Se a moda pega nos tribunais, já pensou? Teremos agora, além dos advogados e testemunhas, a ilustre figura do médium de defesa. E nada impede que haja também o médium de ataque. Já que é assim, proponho, pra equilibrar o time, a escalação do médium-volante. E, logicamente, vale gol espírita.
Suponhamos que você é o morto de um crime envolvido em mistério, e que você, de onde quer que esteja, pode usar um médium pra ditar uma carta. Você obviamente aproveitaria pra esclarecer as circunstâncias do seu assassinato e apontaria o criminoso, né? Pois o infeliz do amante morto, que deuzutenha, não fez isso. Chamava-se Ercy e era tabelião. E a mensagem era endereçada… ao marido de sua amante Iara. Vixe! Exatamente, Iara era casada. Mas vamos a um trecho da dita cuja: “O que mais me peza no coração é ver a Iara acusada deste feito por mentes ardilosas como as dos meus algozes. Por isso tenho estado trizte e oro diariamente em favor de nossa amiga para que a verdade prevaleça e a paz retorne aos nossos corações”.

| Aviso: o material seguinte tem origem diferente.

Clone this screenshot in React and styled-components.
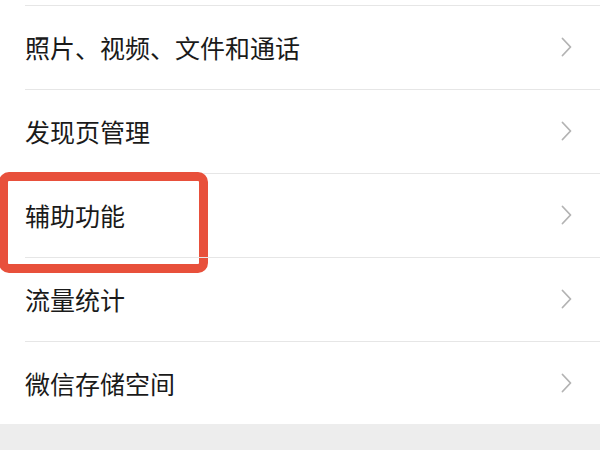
import React from "react";
import styled, { createGlobalStyle } from "styled-components";

const Global = createGlobalStyle`
  html, body { margin: 0; padding: 0; background: #ededed; }
  body { font-family: "Noto Sans CJK SC", "Noto Sans", sans-serif; }
`;

const Page = styled.div`
  width: 600px;
  height: 450px;
  overflow: hidden;
  background: #ededed;
  display: flex;
  flex-direction: column;
`;

const List = styled.div`
  background: #ffffff;
  padding-top: 4px;
  display: flex;
  flex-direction: column;
`;

const Row = styled.div`
  position: relative;
  height: 83px;
  display: flex;
  align-items: center;
  justify-content: space-between;
  padding: 0 28px 0 25px;
  &::before {
    content: "";
    position: absolute;
    left: 25px;
    right: 0;
    top: 0;
    height: 1px;
    background: #e6e6e6;
  }
  border-top: 1px solid transparent;
`;

const Label = styled.span`
  font-size: 25px;
  line-height: 1;
  color: #1a1a1a;
  letter-spacing: 0;
  margin-top: 2px;
`;

const Highlight = styled.div`
  position: absolute;
  left: -1px;
  top: -1px;
  width: 209px;
  height: 101px;
  box-sizing: border-box;
  border: 9px solid #e8503b;
  border-radius: 10px;
  pointer-events: none;
`;

const Chevron = () => (
  <svg width="11" height="20" viewBox="0 0 11 20" fill="none">
    <polyline
      points="1.5,1.5 9.5,10 1.5,18.5"
      stroke="#b3b3b3"
      strokeWidth="1.8"
      strokeLinecap="round"
      strokeLinejoin="round"
    />
  </svg>
);

const items = [
  { label: "照片、视频、文件和通话" },
  { label: "发现页管理" },
  { label: "辅助功能", highlight: true },
  { label: "流量统计" },
  { label: "微信存储空间" },
];

export default function App() {
  return (
    <Page>
      <Global />
      <List>
        {items.map((it) => (
          <Row key={it.label}>
            <Label>{it.label}</Label>
            <Chevron />
            {it.highlight && <Highlight />}
          </Row>
        ))}
      </List>
    </Page>
  );
}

Vamos por partes. Pesa com Z? Triste com Z? Hummm, tem algo estranho aqui. Que diabo de tabelião é esse que não sabe escrever? Ou a gente desaprende a gramática depois que desencarna? Ou o tabelião foi pro inferno e o calor de lá atrapalha a concentração? Talvez o tabelião, uma vez do lado de lá, tenha virado o Zorro do Além, ferrenho defensor das ex-amantes dezamparadas.

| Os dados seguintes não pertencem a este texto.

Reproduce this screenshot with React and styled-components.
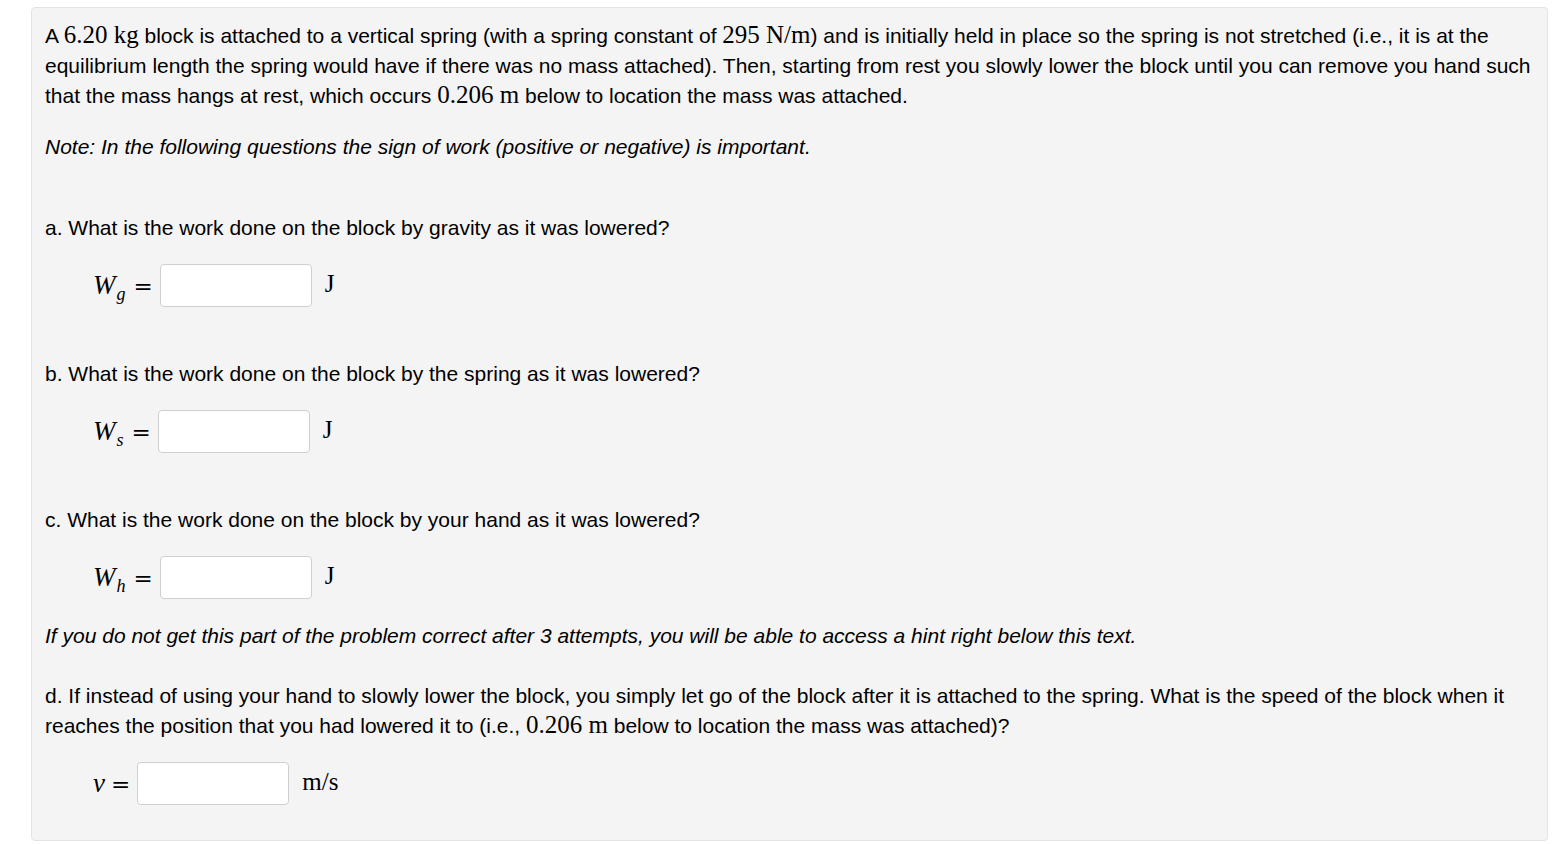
import React from 'react'
import styled, { createGlobalStyle } from 'styled-components'

const Global = createGlobalStyle`
    body{
        margin:0;
        background:#fff;
        font-family:"Liberation Sans", Arial, sans-serif;
        color:#000;
    }
`

const Panel = styled.div`
    margin:7px 10px 0 31px;
    padding:13px 14px 35px 13px;
    background:#f4f4f4;
    border:1px solid #e3e3e3;
    border-radius:4px;
    font-size:21px;
    line-height:30px;
`

const Para = styled.p`
    margin:${p => p.top || 0}px 0 0 0;
    font-style:${p => p.italic ? 'italic' : 'normal'};
`

const M = styled.span`
    font-family:"Liberation Serif", "Times New Roman", serif;
    font-size:25px;
    line-height:1;
`

const Var = styled.i`
    font-family:"Liberation Serif", "Times New Roman", serif;
    font-size:27px;
`

const Sub = styled.i`
    font-family:"Liberation Serif", "Times New Roman", serif;
    font-size:18px;
    position:relative;
    top:6px;
    margin-left:1px;
`

const Eq = styled.span`
    font-family:"DejaVu Serif", serif;
    font-size:23px;
    margin:0 7px 0 ${p => p.left || 8}px;
`

const Row = styled.div`
    display:flex;
    align-items:center;
    margin:21px 0 0 48px;
    height:43px;
`

const Label = styled.span`
    display:inline-flex;
    align-items:baseline;
    line-height:1;
`

const Input = styled.input`
    box-sizing:border-box;
    width:152px;
    height:43px;
    border:1px solid #cfcfcf;
    border-radius:4px;
    background:#fff;
    outline:none;
    padding:0 8px;
    font-size:20px;
`

const Unit = styled.span`
    font-family:"Liberation Serif", "Times New Roman", serif;
    font-size:25px;
    line-height:1;
    margin-left:13px;
    position:relative;
    top:-2px;
`

function Answer({ sym, sub, unit, eqLeft }) {
    return (
        <Row>
            <Label>
                <Var>{sym}</Var>
                {sub && <Sub>{sub}</Sub>}
                <Eq left={eqLeft}>=</Eq>
            </Label>
            <Input type="text" />
            <Unit>{unit}</Unit>
        </Row>
    )
}

export default function App() {
    return (
        <>
            <Global />
            <Panel>
                <Para>
                    A <M>6.20 kg</M> block is attached to a vertical spring (with a spring constant of <M>295 N/m</M>) and is initially held in place so the spring is not stretched (i.e., it is at the equilibrium length the spring would have if there was no mass attached). Then, starting from rest you slowly lower the block until you can remove you hand such that the mass hangs at rest, which occurs <M>0.206 m</M> below to location the mass was attached.
                </Para>
                <Para top={21} italic>
                    Note: In the following questions the sign of work (positive or negative) is important.
                </Para>

                <Para top={51}>a. What is the work done on the block by gravity as it was lowered?</Para>
                <Answer sym="W" sub="g" unit="J" />

                <Para top={52}>b. What is the work done on the block by the spring as it was lowered?</Para>
                <Answer sym="W" sub="s" unit="J" />

                <Para top={52}>c. What is the work done on the block by your hand as it was lowered?</Para>
                <Answer sym="W" sub="h" unit="J" />

                <Para top={22} italic>
                    If you do not get this part of the problem correct after 3 attempts, you will be able to access a hint right below this text.
                </Para>

                <Para top={30}>
                    d. If instead of using your hand to slowly lower the block, you simply let go of the block after it is attached to the spring. What is the speed of the block when it reaches the position that you had lowered it to (i.e., <M>0.206 m</M> below to location the mass was attached)?
                </Para>
                <Answer sym="v" unit="m/s" eqLeft={6} />
            </Panel>
        </>
    )
}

Tudo bem, você acha que eu tô debochando de coisa séria. Mas, gente, essa história é muito cabeluda. O pior é que infelizmente tem mais. No fim da carta, o tabelião assina: Erci. Ops! Mas o nome dele não é Ercy, com Y? Socorro, manhêêê, a gente desaprende o próprio nome depois que morre!
Tá, vamos ter mais boa vontade com o caso. Vai que o médium lá do centro comeu uma coxinha estragada e por isso psicografou a carta apressado. Conclusão natural, ou sobrenatural: a culpa dos erros gramaticais é do médium. Entendi. O médium matava as aulas de português pra receber espírito.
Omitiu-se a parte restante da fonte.